With the thundering eloquence of arms, the footprints of violence come up, more and more frequently, throughout the country. The situation, even more evident in the northern frontier of Mexico, was the subject of the photo report La Muerte de Todos los Días” (Death in Everyday life), that helped the Mexican reporter Guillermo Arias Camarena win the Premio Nacional de Periodismo Cultural Fernando Benítez (Fernando Benitez National Cultural Journalism Award) last year, and that will be presented in an exposition at the Casa Escorza de la Universidad de Guadalajara from November 18th.

© Cortesía FIL Guadalajara/Guillermo Arias

“The sirens, the ambulances, the operatives, the crime scenes, and the dead bodies are part of everyday life in the northern frontier of Mexico”, declares Guillermo Arias Camarena (Oaxaca, 1975) while describing the series of twelve photographs that a jury made up by Cecilia Jarero Ramírez, Alfonso Morales Carrillo and Enrique Villaseñor García awarded for the forcefulness of the message, the efficiency of the photographic and journalistic language, and the subtlety of the visual elements used, as well as the importance and the “complexity that covering this type of report involves”.

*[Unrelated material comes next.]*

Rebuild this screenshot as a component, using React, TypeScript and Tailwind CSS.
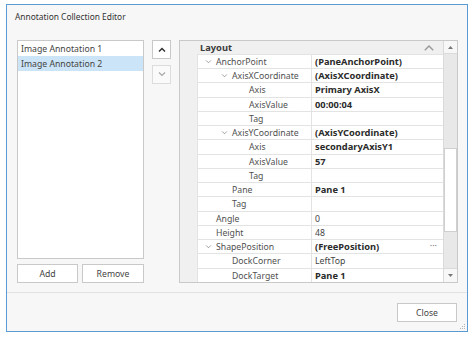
import React from 'react';

type Row = {
  name: string;
  value: string;
  level: 0 | 1 | 2;
  expand?: boolean;
  bold?: boolean;
  ellipsis?: boolean;
};

const rows: Row[] = [
  { name: 'AnchorPoint', value: '(PaneAnchorPoint)', level: 0, expand: true, bold: true },
  { name: 'AxisXCoordinate', value: '(AxisXCoordinate)', level: 1, expand: true, bold: true },
  { name: 'Axis', value: 'Primary AxisX', level: 2, bold: true },
  { name: 'AxisValue', value: '00:00:04', level: 2, bold: true },
  { name: 'Tag', value: '', level: 2 },
  { name: 'AxisYCoordinate', value: '(AxisYCoordinate)', level: 1, expand: true, bold: true },
  { name: 'Axis', value: 'secondaryAxisY1', level: 2, bold: true },
  { name: 'AxisValue', value: '57', level: 2, bold: true },
  { name: 'Tag', value: '', level: 2 },
  { name: 'Pane', value: 'Pane 1', level: 1, bold: true },
  { name: 'Tag', value: '', level: 1 },
  { name: 'Angle', value: '0', level: 0 },
  { name: 'Height', value: '48', level: 0 },
  { name: 'ShapePosition', value: '(FreePosition)', level: 0, expand: true, bold: true, ellipsis: true },
  { name: 'DockCorner', value: 'LeftTop', level: 1 },
  { name: 'DockTarget', value: 'Pane 1', level: 1, bold: true },
];

const indent = ['pl-[7px]', 'pl-[23px]', 'pl-[40px]'];

function Chevron({ up = false, className = '' }: { up?: boolean; className?: string }) {
  return (
    <svg width="8" height="5" viewBox="0 0 8 5" className={className}>
      <polyline
        points={up ? '1,4.5 4,1.5 7,4.5' : '1,0.5 4,3.5 7,0.5'}
        fill="none"
        stroke="currentColor"
        strokeWidth="1"
      />
    </svg>
  );
}

function PropertyGrid() {
  return (
    <div className="ml-[8px] w-[279px] h-[243px] border border-[#c9c9c9] bg-[#f0f0f0] flex overflow-hidden">
      <div className="flex-1 flex flex-col">
        {/* category header */}
        <div className="h-[13px] flex items-center pl-[20px] pr-[8px]">
          <span className="font-bold text-[9.3px] text-[#3b3b3b]">Layout</span>
          <Chevron up className="ml-auto text-[#9a9a9a] w-[12px] h-[7px]" />
        </div>
        {rows.map((r, i) => (
          <div key={i} className={`flex ${i % 4 === 2 ? 'h-[15px]' : 'h-[14px]'}`}>
            <div className="w-[17px] shrink-0" />
            <div
              className={`w-[114px] shrink-0 bg-white border-l border-t border-[#e3e3e3] flex items-center ${indent[r.level]} text-[#505050]`}
            >
              <span className="w-[11px] flex items-center">
                {r.expand && <Chevron className="text-[#8a8a8a] w-[7px] h-[4px]" />}
              </span>
              <span>{r.name}</span>
            </div>
            <div className="flex-1 bg-white border-l border-t border-[#e3e3e3] flex items-center pl-[3px] pr-[6px]">
              <span className={r.bold ? 'font-bold text-[9.3px] text-[#2b2b2b]' : 'text-[#444]'}>{r.value}</span>
              {r.ellipsis && <span className="ml-auto text-[#777] text-[9px] leading-none -mt-[3px]">···</span>}
            </div>
          </div>
        ))}
      </div>
      {/* scrollbar */}
      <div className="w-[14px] shrink-0 bg-[#e8e8e8] border-l border-[#dadada] flex flex-col">
        <div className="h-[13px] bg-[#f7f7f7] border-b border-[#dadada] flex items-center justify-center">
          <svg width="5" height="3" viewBox="0 0 5 3">
            <polygon points="0,3 2.5,0 5,3" fill="#777" />
          </svg>
        </div>
        <div className="mt-[94px] h-[84px] bg-white border border-[#cfcfcf]" />
        <div className="mt-auto h-[14px] bg-[#f7f7f7] border-t border-[#dadada] flex items-center justify-center">
          <svg width="5" height="3" viewBox="0 0 5 3">
            <polygon points="0,0 2.5,3 5,0" fill="#777" />
          </svg>
        </div>
      </div>
    </div>
  );
}

export default function App() {
  return (
    <div className="w-[474px] h-[340px] bg-white pt-[4px] pl-[6px] font-['Noto_Sans',_'Open_Sans',_sans-serif] text-[8.7px] leading-[12px] text-[#333]">
      <div className="w-[462px] h-[328px] border border-[#5b9bd5] bg-[#f7f7f7] flex flex-col">
        <div className="h-[35px] pl-[8px] pt-[6px] text-[8.4px] text-[#333]">Annotation Collection Editor</div>

        <div className="flex pl-[10px]">
          <div className="w-[127px] flex flex-col">
            <div className="h-[219px] bg-white border border-[#c9c9c9] text-[#444]">
              <div className="h-[15px] flex items-center pl-[3px]">Image Annotation 1</div>
              <div className="h-[15px] flex items-center pl-[3px] bg-[#cce4f7]">Image Annotation 2</div>
            </div>
            <div className="flex gap-[4px] mt-[5px]">
              <button className="w-[61px] h-[19px] bg-white border border-[#c9c9c9] text-[#444]">Add</button>
              <button className="w-[62px] h-[19px] bg-white border border-[#c9c9c9] text-[#444]">Remove</button>
            </div>
          </div>

          <div className="ml-[8px] flex flex-col gap-[6px]">
            <button className="w-[19px] h-[19px] bg-white border border-[#c9c9c9] flex items-center justify-center text-[#333]">
              <svg width="8" height="5" viewBox="0 0 8 5">
                <polyline points="1,4.5 4,1.5 7,4.5" fill="none" stroke="currentColor" strokeWidth="1.5" />
              </svg>
            </button>
            <button className="w-[19px] h-[19px] bg-[#fafafa] border border-[#dcdcdc] flex items-center justify-center text-[#a8a8a8]">
              <svg width="8" height="5" viewBox="0 0 8 5">
                <polyline points="1,0.5 4,3.5 7,0.5" fill="none" stroke="currentColor" strokeWidth="1.2" />
              </svg>
            </button>
          </div>

          <PropertyGrid />
        </div>

        <div className="mt-[9px] border-t border-[#e2e2e2] flex-1 flex flex-col pr-[10px] pt-[10px]">
          <div className="flex justify-end">
            <button className="w-[60px] h-[19px] bg-white border border-[#c9c9c9] text-[#444]">Close</button>
          </div>
          <div className="mt-auto flex justify-end -mr-[9px] mb-[1px]">
            <svg width="6" height="6" viewBox="0 0 6 6">
              <rect x="4" y="0" width="1" height="1" fill="#b5b5b5" />
              <rect x="2" y="2" width="1" height="1" fill="#b5b5b5" />
              <rect x="4" y="2" width="1" height="1" fill="#b5b5b5" />
              <rect x="0" y="4" width="1" height="1" fill="#b5b5b5" />
              <rect x="2" y="4" width="1" height="1" fill="#b5b5b5" />
              <rect x="4" y="4" width="1" height="1" fill="#b5b5b5" />
            </svg>
          </div>
        </div>
      </div>
    </div>
  );
}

Guillermo Arias Camarena has worked as a photo journalist since 1993 in diverse medium in the country, such as the newspaper Siglo 21 and journals of the Grupo Reforma. Since 2001 he has worked as a photographer for the international agency Associated Press. He stated that the project La muerte de todos los días, “emerged some time after he began to cover the Mexican drug war, specifically when he found himself living the story: storms of high caliber rifles broke the night silence and took from my apartment the sense of security in spite of the three doors and four locks. That’s how easy it is to be in the middle of it. And it’s a lot easier to get used to it”.

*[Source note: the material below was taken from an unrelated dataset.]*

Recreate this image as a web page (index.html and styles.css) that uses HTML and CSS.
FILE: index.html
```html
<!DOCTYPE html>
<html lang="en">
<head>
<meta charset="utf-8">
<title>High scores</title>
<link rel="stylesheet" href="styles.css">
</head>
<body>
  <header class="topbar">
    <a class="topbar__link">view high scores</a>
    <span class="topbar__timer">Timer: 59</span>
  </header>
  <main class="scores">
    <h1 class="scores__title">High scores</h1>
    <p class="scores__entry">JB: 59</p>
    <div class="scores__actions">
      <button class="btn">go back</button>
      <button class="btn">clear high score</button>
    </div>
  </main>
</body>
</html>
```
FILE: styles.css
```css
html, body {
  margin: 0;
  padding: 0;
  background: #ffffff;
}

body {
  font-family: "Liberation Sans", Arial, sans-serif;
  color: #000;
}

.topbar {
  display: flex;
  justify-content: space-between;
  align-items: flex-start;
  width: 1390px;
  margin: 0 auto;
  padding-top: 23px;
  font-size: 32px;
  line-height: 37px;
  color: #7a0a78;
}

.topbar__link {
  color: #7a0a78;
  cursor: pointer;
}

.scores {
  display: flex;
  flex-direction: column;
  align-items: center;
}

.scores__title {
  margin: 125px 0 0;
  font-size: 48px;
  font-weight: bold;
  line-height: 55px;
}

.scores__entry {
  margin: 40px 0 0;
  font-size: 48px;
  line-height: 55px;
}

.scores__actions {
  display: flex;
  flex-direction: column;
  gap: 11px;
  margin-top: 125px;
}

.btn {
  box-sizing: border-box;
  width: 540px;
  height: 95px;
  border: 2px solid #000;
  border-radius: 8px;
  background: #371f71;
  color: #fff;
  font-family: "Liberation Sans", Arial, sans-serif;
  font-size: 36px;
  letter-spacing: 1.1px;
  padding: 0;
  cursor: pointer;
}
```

In a text prepared for the exposition, the wirter and journalist Antonio Ortuño describes “The garden of delights” in La muerte de todos los días: “a Little kid smiles with a a gun in his hands. A body thrown away like a fruit peel in the middle of nothing. The hands of another body, covered badly by a modest and insufficient sheet. The silhouette of a soldier, glaring like an apparition. A man, with his neck un-naturally turned to the right, hangs from a bridge […] I have known Guillermo Arias for years: he is one of the most extraordinary photo journalists of the country. What I don’t know anymore is this country: this scenery of blood and guts that Arias reflects with the expertise of a war correspondent. The ideal portraitist in years that, once they are over, if they ever are, we will remember as years of unceasing death”.

The exposition La Muerte de Todos los Días, coordinated by the Feria Internacional del Libro (International Book Fair) of Guadalajara and the Secretaría de Vinculación y Difusión Cultural del Centro de Arte, Arquitectura y Diseño de la UdeG (Secretariat of Cultural Networking and Diffusion of the Art, Architecture and Design Center of the UdeG), will inaugurate on November 18th at 8:30 at the Casa Escorza, in calle Escorza 83, a few feet from the avenida Juárez. Entrance is free and, as part of the inauguration, there will be music and an honorary toast.